In the early 1990s, EarthSpirit’s Rites of Spring was the birthplace of a particular form of Fire Circle ritual that has become the inspiration for events and rituals across the U.S. and around the world. As a drummer and one of the midwives of this tradition, I have witnessed both the original formation of its basic elements and many of the reiterations of these in new settings where, like all living cultural traditions, it has changed and taken a myriad of forms. It has been a fascinating journey, observing how different communities and different event organizers interpret what I take as the “basic elements” of the Fire Circle, and how the flavors and purposes of the ritual change from place to place and time to time.

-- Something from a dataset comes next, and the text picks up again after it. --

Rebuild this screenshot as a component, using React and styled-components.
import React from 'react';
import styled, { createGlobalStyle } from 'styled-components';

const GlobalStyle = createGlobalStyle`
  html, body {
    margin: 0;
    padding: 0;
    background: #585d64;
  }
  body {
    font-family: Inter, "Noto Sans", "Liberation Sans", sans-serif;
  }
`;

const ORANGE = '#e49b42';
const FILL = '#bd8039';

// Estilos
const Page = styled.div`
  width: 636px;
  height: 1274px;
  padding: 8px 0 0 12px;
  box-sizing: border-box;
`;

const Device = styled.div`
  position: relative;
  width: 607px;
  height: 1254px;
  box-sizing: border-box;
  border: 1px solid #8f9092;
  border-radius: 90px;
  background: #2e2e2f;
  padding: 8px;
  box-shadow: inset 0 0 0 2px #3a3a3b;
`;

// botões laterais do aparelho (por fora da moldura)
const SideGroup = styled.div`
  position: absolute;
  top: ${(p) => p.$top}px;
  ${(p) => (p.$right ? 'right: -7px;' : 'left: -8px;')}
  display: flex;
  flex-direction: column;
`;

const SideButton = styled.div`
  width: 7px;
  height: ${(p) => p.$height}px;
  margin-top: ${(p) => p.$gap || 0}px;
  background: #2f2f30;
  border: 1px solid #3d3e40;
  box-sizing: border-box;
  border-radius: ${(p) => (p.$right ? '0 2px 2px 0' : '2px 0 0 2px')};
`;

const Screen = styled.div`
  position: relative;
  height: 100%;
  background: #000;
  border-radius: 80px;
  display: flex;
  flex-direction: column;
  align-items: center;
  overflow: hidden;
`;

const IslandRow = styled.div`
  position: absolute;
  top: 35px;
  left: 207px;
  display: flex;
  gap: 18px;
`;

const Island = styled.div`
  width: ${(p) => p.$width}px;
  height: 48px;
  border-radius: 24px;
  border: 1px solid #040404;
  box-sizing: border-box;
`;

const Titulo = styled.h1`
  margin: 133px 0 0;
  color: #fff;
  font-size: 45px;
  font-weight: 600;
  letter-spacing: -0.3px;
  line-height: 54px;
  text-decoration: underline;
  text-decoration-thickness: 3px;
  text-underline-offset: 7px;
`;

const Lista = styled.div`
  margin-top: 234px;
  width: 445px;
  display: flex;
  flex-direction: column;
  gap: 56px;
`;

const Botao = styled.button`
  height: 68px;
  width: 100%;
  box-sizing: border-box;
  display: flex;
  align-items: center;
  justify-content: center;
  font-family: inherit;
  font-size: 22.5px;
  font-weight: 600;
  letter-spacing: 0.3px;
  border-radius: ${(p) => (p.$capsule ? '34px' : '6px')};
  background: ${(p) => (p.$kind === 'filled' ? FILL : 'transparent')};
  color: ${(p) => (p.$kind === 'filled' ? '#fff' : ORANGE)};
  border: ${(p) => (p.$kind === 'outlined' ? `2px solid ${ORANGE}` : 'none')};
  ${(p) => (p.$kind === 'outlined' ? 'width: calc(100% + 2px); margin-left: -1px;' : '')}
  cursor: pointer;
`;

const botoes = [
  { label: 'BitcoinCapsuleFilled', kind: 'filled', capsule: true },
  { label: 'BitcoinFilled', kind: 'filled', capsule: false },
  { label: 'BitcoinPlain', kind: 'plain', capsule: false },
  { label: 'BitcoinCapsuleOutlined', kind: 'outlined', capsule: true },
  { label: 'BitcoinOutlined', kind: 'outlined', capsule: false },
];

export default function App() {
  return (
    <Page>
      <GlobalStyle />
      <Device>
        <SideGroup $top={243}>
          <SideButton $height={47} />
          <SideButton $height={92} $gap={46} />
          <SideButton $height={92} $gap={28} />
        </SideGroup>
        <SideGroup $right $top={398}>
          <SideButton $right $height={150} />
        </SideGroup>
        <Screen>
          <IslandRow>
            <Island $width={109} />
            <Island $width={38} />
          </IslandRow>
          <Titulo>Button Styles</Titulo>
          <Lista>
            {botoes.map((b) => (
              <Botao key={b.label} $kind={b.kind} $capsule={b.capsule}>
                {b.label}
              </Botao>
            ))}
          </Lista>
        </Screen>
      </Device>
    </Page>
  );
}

In those early years of the Rites of Spring Fire Circle, the magic was wrought by a small group of individuals who came together around the drum. The insight that rhythm itself is a vehicle to altered consciousness and transformation provided the ritual impetus. This group of drummers became a “well-oiled self-facilitated rhythm machine” around the fire (in the words of Arthur Hull, who witnessed a Fire Circle run by this group in 2000), and over the years took many people on many ecstatic journeys to the heights of the Universe and the depths of themselves.

The passion and joy of these rituals engendered a desire to replicate them, with changes. Individual members of the original group developed idiosyncratic visions of new and different ways to structure the basic ritual, and “hived off” new Fire Circle events. People who participated in Fire Circles took their experiences home and reproduced what they understood as the basic elements, adding and subtracting and creating their own home-grown rituals. Some chose to de-emphasize the drumming and focus on chanting, instrumental music, or art. Some chose to elaborate on the symbolic and ceremonial elements of the ritual, while others stripped the fire circle of structured ritual in favor of “go with the flow” sensibilities and/or invocations to Chaos. Some specialized in bringing together groups of previously unrelated individuals from the “general public” to experience the Fire Circle – a strategy that relies upon either extensive orientation and training, or a small group of performance-oriented ritual leaders, or both.

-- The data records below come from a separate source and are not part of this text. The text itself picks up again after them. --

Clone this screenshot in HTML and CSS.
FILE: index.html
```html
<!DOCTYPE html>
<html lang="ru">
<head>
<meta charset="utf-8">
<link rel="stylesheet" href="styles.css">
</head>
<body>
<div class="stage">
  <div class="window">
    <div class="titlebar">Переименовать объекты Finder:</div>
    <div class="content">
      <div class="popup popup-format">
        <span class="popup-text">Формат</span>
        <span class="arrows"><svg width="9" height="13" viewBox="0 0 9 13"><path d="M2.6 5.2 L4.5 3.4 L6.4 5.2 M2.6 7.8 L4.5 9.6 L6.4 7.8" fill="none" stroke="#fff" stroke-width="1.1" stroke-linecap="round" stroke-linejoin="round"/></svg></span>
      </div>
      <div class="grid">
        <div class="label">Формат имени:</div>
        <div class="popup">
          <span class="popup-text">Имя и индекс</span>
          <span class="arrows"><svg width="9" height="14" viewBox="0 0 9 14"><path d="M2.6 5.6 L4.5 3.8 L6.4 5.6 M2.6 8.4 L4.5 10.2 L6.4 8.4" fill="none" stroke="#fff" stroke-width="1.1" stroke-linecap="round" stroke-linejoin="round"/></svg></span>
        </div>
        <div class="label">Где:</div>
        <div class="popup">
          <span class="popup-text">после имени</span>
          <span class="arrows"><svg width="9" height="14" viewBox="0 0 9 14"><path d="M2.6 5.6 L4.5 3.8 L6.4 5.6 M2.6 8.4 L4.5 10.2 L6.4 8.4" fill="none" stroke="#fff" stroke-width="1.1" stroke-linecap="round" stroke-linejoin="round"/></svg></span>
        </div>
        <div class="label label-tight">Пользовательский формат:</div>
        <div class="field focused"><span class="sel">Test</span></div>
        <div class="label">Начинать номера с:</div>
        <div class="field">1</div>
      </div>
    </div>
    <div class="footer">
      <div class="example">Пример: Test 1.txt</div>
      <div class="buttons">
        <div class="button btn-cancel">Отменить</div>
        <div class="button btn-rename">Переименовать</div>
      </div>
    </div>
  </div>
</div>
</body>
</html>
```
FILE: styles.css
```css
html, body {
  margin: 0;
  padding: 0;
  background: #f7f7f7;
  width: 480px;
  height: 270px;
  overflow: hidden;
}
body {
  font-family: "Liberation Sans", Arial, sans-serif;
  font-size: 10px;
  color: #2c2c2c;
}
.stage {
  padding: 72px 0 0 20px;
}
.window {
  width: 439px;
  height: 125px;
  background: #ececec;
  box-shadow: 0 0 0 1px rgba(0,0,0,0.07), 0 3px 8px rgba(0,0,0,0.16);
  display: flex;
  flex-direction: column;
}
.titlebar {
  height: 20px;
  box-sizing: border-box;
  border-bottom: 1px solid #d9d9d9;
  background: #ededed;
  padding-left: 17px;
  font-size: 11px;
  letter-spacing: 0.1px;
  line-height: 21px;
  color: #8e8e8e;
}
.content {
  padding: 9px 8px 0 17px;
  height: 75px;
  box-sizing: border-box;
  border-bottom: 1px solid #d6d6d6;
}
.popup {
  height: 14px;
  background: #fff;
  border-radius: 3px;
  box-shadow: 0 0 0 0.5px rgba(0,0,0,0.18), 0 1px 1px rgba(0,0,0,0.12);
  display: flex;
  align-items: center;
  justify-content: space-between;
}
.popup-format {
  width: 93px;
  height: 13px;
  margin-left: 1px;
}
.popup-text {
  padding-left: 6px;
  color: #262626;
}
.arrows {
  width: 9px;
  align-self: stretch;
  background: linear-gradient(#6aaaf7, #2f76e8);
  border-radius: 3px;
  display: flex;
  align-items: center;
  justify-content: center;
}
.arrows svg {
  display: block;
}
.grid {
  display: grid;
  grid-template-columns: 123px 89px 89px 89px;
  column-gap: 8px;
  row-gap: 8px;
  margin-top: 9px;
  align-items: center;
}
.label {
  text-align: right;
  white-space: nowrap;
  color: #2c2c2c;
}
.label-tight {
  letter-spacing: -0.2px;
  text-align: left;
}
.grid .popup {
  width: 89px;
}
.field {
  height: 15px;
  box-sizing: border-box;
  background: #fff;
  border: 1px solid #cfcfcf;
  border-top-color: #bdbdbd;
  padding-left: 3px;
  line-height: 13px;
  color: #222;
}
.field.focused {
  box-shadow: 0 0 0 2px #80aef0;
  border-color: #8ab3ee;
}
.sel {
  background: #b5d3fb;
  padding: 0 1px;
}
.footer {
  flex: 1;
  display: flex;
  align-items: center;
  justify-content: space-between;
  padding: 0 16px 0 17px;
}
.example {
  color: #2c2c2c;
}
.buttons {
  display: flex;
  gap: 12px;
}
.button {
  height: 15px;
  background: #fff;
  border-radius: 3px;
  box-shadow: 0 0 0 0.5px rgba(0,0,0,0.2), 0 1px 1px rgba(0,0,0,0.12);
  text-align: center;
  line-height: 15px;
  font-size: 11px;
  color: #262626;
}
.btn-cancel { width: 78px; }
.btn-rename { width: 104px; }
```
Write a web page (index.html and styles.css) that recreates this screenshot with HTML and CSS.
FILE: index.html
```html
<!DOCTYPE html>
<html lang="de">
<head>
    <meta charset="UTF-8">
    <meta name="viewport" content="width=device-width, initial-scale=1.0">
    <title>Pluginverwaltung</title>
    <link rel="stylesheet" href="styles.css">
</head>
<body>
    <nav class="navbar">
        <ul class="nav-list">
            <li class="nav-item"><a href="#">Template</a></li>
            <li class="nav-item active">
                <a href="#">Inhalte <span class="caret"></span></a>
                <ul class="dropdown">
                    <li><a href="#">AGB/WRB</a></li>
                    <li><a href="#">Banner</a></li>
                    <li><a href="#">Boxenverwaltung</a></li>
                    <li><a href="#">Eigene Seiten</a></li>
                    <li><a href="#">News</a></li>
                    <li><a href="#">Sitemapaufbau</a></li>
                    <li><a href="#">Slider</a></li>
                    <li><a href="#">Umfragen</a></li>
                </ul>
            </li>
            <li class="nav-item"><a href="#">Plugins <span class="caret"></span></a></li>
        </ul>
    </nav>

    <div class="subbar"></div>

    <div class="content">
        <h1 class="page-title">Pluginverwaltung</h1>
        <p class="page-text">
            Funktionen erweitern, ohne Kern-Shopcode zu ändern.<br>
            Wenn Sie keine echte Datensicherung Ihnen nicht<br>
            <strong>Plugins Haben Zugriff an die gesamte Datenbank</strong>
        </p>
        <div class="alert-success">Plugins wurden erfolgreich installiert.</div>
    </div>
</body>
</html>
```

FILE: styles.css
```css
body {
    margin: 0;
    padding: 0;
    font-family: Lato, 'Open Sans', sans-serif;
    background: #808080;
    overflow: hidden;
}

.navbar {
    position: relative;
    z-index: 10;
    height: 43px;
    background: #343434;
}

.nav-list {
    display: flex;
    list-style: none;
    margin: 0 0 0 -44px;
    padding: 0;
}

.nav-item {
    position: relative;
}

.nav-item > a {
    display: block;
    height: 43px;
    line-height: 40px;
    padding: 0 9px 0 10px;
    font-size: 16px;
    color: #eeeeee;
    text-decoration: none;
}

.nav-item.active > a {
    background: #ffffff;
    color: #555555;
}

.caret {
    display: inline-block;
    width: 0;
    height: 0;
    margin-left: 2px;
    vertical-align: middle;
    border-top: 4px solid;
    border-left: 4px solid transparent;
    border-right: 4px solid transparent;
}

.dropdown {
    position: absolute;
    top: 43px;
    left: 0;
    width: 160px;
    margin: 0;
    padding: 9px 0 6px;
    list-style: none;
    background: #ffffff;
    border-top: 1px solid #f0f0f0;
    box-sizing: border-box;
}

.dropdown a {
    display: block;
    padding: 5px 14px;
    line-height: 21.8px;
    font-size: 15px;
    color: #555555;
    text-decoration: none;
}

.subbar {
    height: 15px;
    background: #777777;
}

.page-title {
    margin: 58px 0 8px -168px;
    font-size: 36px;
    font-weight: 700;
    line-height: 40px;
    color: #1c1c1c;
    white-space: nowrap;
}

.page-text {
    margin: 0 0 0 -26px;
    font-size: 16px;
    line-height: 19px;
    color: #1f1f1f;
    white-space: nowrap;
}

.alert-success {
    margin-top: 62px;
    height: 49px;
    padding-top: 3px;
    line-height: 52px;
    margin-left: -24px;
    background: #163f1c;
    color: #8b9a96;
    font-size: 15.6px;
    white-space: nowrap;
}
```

And over the past ten years as these diverse forms of the Fire Circle proliferated across the U.S. and abroad, some say that the Fire Circle at Rites of Spring has lost some of its magic. In recent years it is not unusual to walk to the Bear Rock fire circle late at night and find a struggling rhythm, a few people working hard to fill the night with song, and a ring of spectators chatting. There have been attempts to address this, with physical changes to the space (and the space is beautiful and lovingly tended), publishing written guidelines, appeals to individuals to show up at the circle early, workshops and discussion groups on drumming or the fire circle itself. But what has been missing is a core group of people drumming and working and playing together all year round, and coming together at Rites of Spring to lead the community on a rhythm journey through the night.

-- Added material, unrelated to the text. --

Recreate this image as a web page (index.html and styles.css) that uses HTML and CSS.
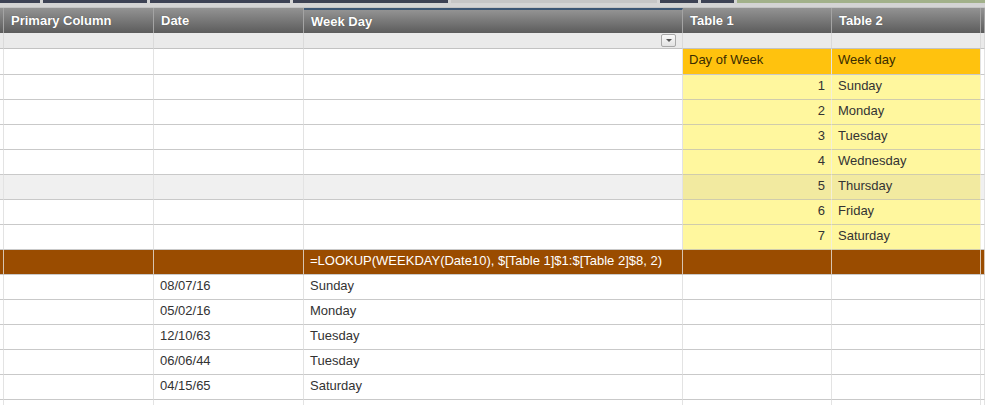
FILE: index.html
```html
<html>
	<head>
		<link rel="stylesheet" href="styles.css">
	</head>
	<body>
		<div class="tabs">
			<div class="tab" style="width: 40px"></div>
			<div class="tab" style="width: 104px"></div>
			<div class="tab" style="width: 140px"></div>
			<div class="tab" style="width: 155px"></div>
			<div class="tab blank" style="width: 206px"></div>
			<div class="tab" style="width: 38px"></div>
			<div class="tab" style="width: 33px"></div>
			<div class="tab green"></div>
		</div>
		<div class="sheet">
			<div class="row head">
				<div class="cell"></div>
				<div class="cell">Primary Column</div>
				<div class="cell">Date</div>
				<div class="cell active">Week Day</div>
				<div class="cell">Table 1</div>
				<div class="cell">Table 2</div>
				<div class="cell"></div>
			</div>
			<div class="row filter">
				<div class="cell"></div>
				<div class="cell"></div>
				<div class="cell"></div>
				<div class="cell drop"><span class="dropbtn"></span></div>
				<div class="cell"></div>
				<div class="cell"></div>
				<div class="cell"></div>
			</div>
			<div class="row first">
				<div class="cell"></div>
				<div class="cell"></div>
				<div class="cell"></div>
				<div class="cell"></div>
				<div class="cell gold">Day of Week</div>
				<div class="cell gold">Week day</div>
				<div class="cell"></div>
			</div>
			<div class="row">
				<div class="cell"></div><div class="cell"></div><div class="cell"></div><div class="cell"></div>
				<div class="cell yellow num">1</div>
				<div class="cell yellow">Sunday</div>
				<div class="cell"></div>
			</div>
			<div class="row">
				<div class="cell"></div><div class="cell"></div><div class="cell"></div><div class="cell"></div>
				<div class="cell yellow num">2</div>
				<div class="cell yellow">Monday</div>
				<div class="cell"></div>
			</div>
			<div class="row">
				<div class="cell"></div><div class="cell"></div><div class="cell"></div><div class="cell"></div>
				<div class="cell yellow num">3</div>
				<div class="cell yellow">Tuesday</div>
				<div class="cell"></div>
			</div>
			<div class="row">
				<div class="cell"></div><div class="cell"></div><div class="cell"></div><div class="cell"></div>
				<div class="cell yellow num">4</div>
				<div class="cell yellow">Wednesday</div>
				<div class="cell"></div>
			</div>
			<div class="row hover">
				<div class="cell"></div><div class="cell"></div><div class="cell"></div><div class="cell"></div>
				<div class="cell yellow num">5</div>
				<div class="cell yellow">Thursday</div>
				<div class="cell"></div>
			</div>
			<div class="row">
				<div class="cell"></div><div class="cell"></div><div class="cell"></div><div class="cell"></div>
				<div class="cell yellow num">6</div>
				<div class="cell yellow">Friday</div>
				<div class="cell"></div>
			</div>
			<div class="row">
				<div class="cell"></div><div class="cell"></div><div class="cell"></div><div class="cell"></div>
				<div class="cell yellow num">7</div>
				<div class="cell yellow">Saturday</div>
				<div class="cell"></div>
			</div>
			<div class="row brown">
				<div class="cell"></div>
				<div class="cell"></div>
				<div class="cell"></div>
				<div class="cell">=LOOKUP(WEEKDAY(Date10), $[Table 1]$1:$[Table 2]$8, 2)</div>
				<div class="cell"></div>
				<div class="cell"></div>
				<div class="cell"></div>
			</div>
			<div class="row">
				<div class="cell"></div><div class="cell"></div>
				<div class="cell">08/07/16</div>
				<div class="cell">Sunday</div>
				<div class="cell"></div><div class="cell"></div><div class="cell"></div>
			</div>
			<div class="row">
				<div class="cell"></div><div class="cell"></div>
				<div class="cell">05/02/16</div>
				<div class="cell">Monday</div>
				<div class="cell"></div><div class="cell"></div><div class="cell"></div>
			</div>
			<div class="row">
				<div class="cell"></div><div class="cell"></div>
				<div class="cell">12/10/63</div>
				<div class="cell">Tuesday</div>
				<div class="cell"></div><div class="cell"></div><div class="cell"></div>
			</div>
			<div class="row">
				<div class="cell"></div><div class="cell"></div>
				<div class="cell">06/06/44</div>
				<div class="cell">Tuesday</div>
				<div class="cell"></div><div class="cell"></div><div class="cell"></div>
			</div>
			<div class="row">
				<div class="cell"></div><div class="cell"></div>
				<div class="cell">04/15/65</div>
				<div class="cell">Saturday</div>
				<div class="cell"></div><div class="cell"></div><div class="cell"></div>
			</div>
			<div class="row">
				<div class="cell"></div><div class="cell"></div><div class="cell"></div><div class="cell"></div>
				<div class="cell"></div><div class="cell"></div><div class="cell"></div>
			</div>
		</div>
	</body>
</html>
```

FILE: styles.css
```css
body{
	margin: 0;
	background: #fff;
	font-family: "Liberation Sans", Arial, sans-serif;
	font-size: 13px;
	color: #333;
	overflow: hidden;
}
.tabs{
	display: flex;
	gap: 3px;
	height: 8px;
	background: #d4d4d4;
	border-bottom: 1px solid #c4c4c4;
	box-sizing: border-box;
}
.tab{
	height: 3px;
	background: #3d4254;
}
.tab.blank{
	background: #c6c6c6;
}
.tab.green{
	flex: 1;
	background: #a2b18a;
}
.row{
	display: grid;
	grid-template-columns: 4px 150px 150px 379px 149px 149px 4px;
	height: 25px;
}
.row.first{
	height: 26px;
}
.cell{
	box-sizing: border-box;
	border-right: 1px solid #e3e3e3;
	border-bottom: 1px solid #c9c9c9;
	padding: 0 6px;
	line-height: 22px;
	white-space: nowrap;
}
.row > .cell:first-child,
.row > .cell:last-child{
	padding: 0;
}
.head .cell{
	background: linear-gradient(#939393, #5c5c5c);
	border-right: 1px solid #a4a4a4;
	border-bottom: none;
	color: #fff;
	font-weight: bold;
	padding-left: 7px;
	line-height: 25px;
	text-shadow: 0 0 1px #444;
}
.head .cell.active{
	border-top: 2px solid #3c5674;
	line-height: 23px;
}
.row.filter{
	height: 16px;
}
.filter .cell{
	background: #eaeaea;
	border-right: 1px solid #dadada;
	border-bottom: 1px solid #c2c2c2;
}
.drop{
	display: flex;
	justify-content: flex-end;
	align-items: center;
}
.dropbtn{
	position: relative;
	width: 13px;
	height: 11px;
	border: 1px solid #a8a8a8;
	border-radius: 2px;
	background: linear-gradient(#fafafa, #e2e2e2);
}
.dropbtn:after{
	content: "";
	position: absolute;
	left: 4px;
	top: 4px;
	border-left: 3px solid transparent;
	border-right: 3px solid transparent;
	border-top: 3px solid #555;
}
.gold{
	background: #ffc20e;
	color: #3a2c00;
}
.yellow{
	background: #fff79e;
	border-right-color: #f4f0d8;
	border-bottom-color: #d0ccac;
}
.num{
	text-align: right;
}
.hover .cell{
	background: #f0f0f0;
}
.hover .cell.yellow{
	background: #f2eaa0;
}
.brown .cell{
	background: #9a4c00;
	color: #fff;
	border-right-color: #d8c4b0;
}
```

For drummers at the fire circle, it is regular practice that enables a group to read each other’s energy without overt facilitation, to know when (and how) to make space for songs, chants, or spoken word, to know when (and how) to speed up together, to carry the dancers to heights of ecstasy, and when (and how) to slow down, to bring the dancers down gently, and even down to silence. A group of practiced drummers with good communication skills can easily integrate newcomers and beginners, giving them a foundational rhythm to hang their hands on. And when people with a commitment to each other come together to practice this form of community ritual on a regular basis, not only the drummers but the dancers, chanters, healers, and witnesses form a team, working together to bring the entire community along when the Mothership takes off for the ecstatic realm.

I believe that a Fire Circle container strong enough to hold people’s truth, their joy, their pain and anger and rage, their hope, their willingness to walk through the gates of their own growth in witness of each other… is best created and sustained by stable groups of people working the magic together. At Rites of Spring there is a strong and stable community, a solid foundation upon which to build such a container. The nurturing of a drummers’ affinity group at the gathering and all year round would help bring a transformational focus back to the RoS fire circle.

Over the years, traditions that developed around the Rites of Spring fire circle have become codified, a set of tools that can be applied to bring any group of people together around a fire and create a fabulous experience. All over the world, gatherings and festivals are doing just that, in an endless variety of forms elaborating on the basic structure, entertaining and engaging people and inspiring them to create even more fire circle events. Having been to many such events, and in my primary role as a drummer, I can say this: It is possible to create conditions where a random group of drummers can play together well enough to carry a ritual and have a good time. But when groups of drummers work together regularly, learn rhythms together, jam together, and council often to reflect on what works and where they want to go – then real magic happens at the Fire Circle.